Sustainable Polymer Composites for Smart Grids: Optimizing Environmental Footprint and Energy Efficiency
摘要
Rising variability in electricity supply and increasing power density in electronics created a need for thermal storage to protect devices and support grid flexibility. Biodegradable phase change materials provided latent heat storage but often exhibited low thermal conductivity and a risk of leakage. Previous studies rarely quantified durability, ageing and design optimization of biodegradable expanded-graphite composites. This work aims to develop and optimize biodegradable polymer/expanded graphite phase change composites that deliver high thermal conductivity, stable latent heat storage, and controlled ageing for smart-grid applications. Composite panels of PHB, PHBV, and PCL were impregnated into expanded graphite scaffolds, and their structures and thermal responses were examined using microstructural and thermal analysis techniques under both fresh and aged conditions. Molecular dynamics simulations and response surface methodology were used to characterise interfacial transport and optimise graphite loading and processing temperature. The composites achieve strong in-plane thermal transport while preserving latent-heat capacity, as increased graphite content within 9–17 wt% raised conductivity by 30% with modest reductions in melting enthalpy.
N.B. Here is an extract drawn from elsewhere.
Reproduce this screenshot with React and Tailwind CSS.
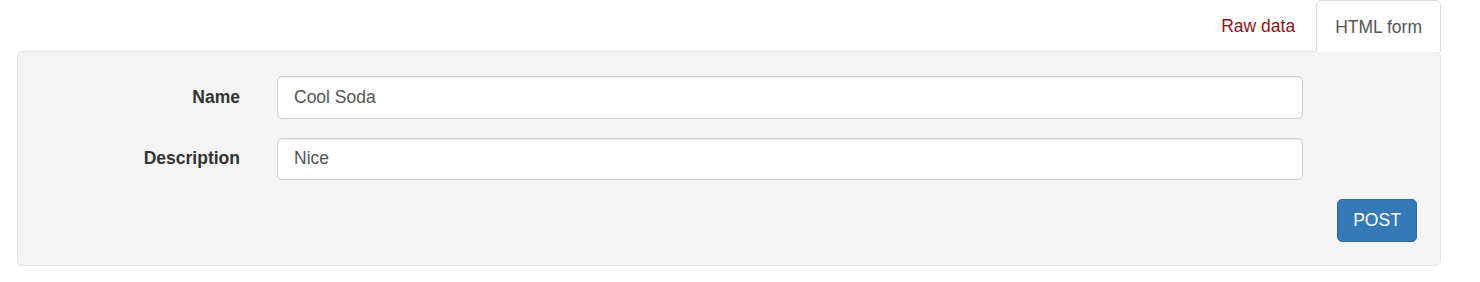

Latent heat retention during 500 thermal cycles remains high, with PCL- and PHBV-based panels retaining 94–97% of their initial enthalpy, and ageing in air produced mainly surface-localized oxidation while the internal function remained intact. Response surface analysis identifies expanded-graphite loading as the dominant design variable, with conductivity sensitivity near 0.031 W·m⁻1·K⁻1 per wt%. These findings support the use of biodegradable fixed-form composites as durable thermal buffers for demand-side management, waste-heat utilization and thermal regulation of power electronics within smart grids. Future work targets life-cycle assessment and scale-up of the manufacturing route for industrial deployment.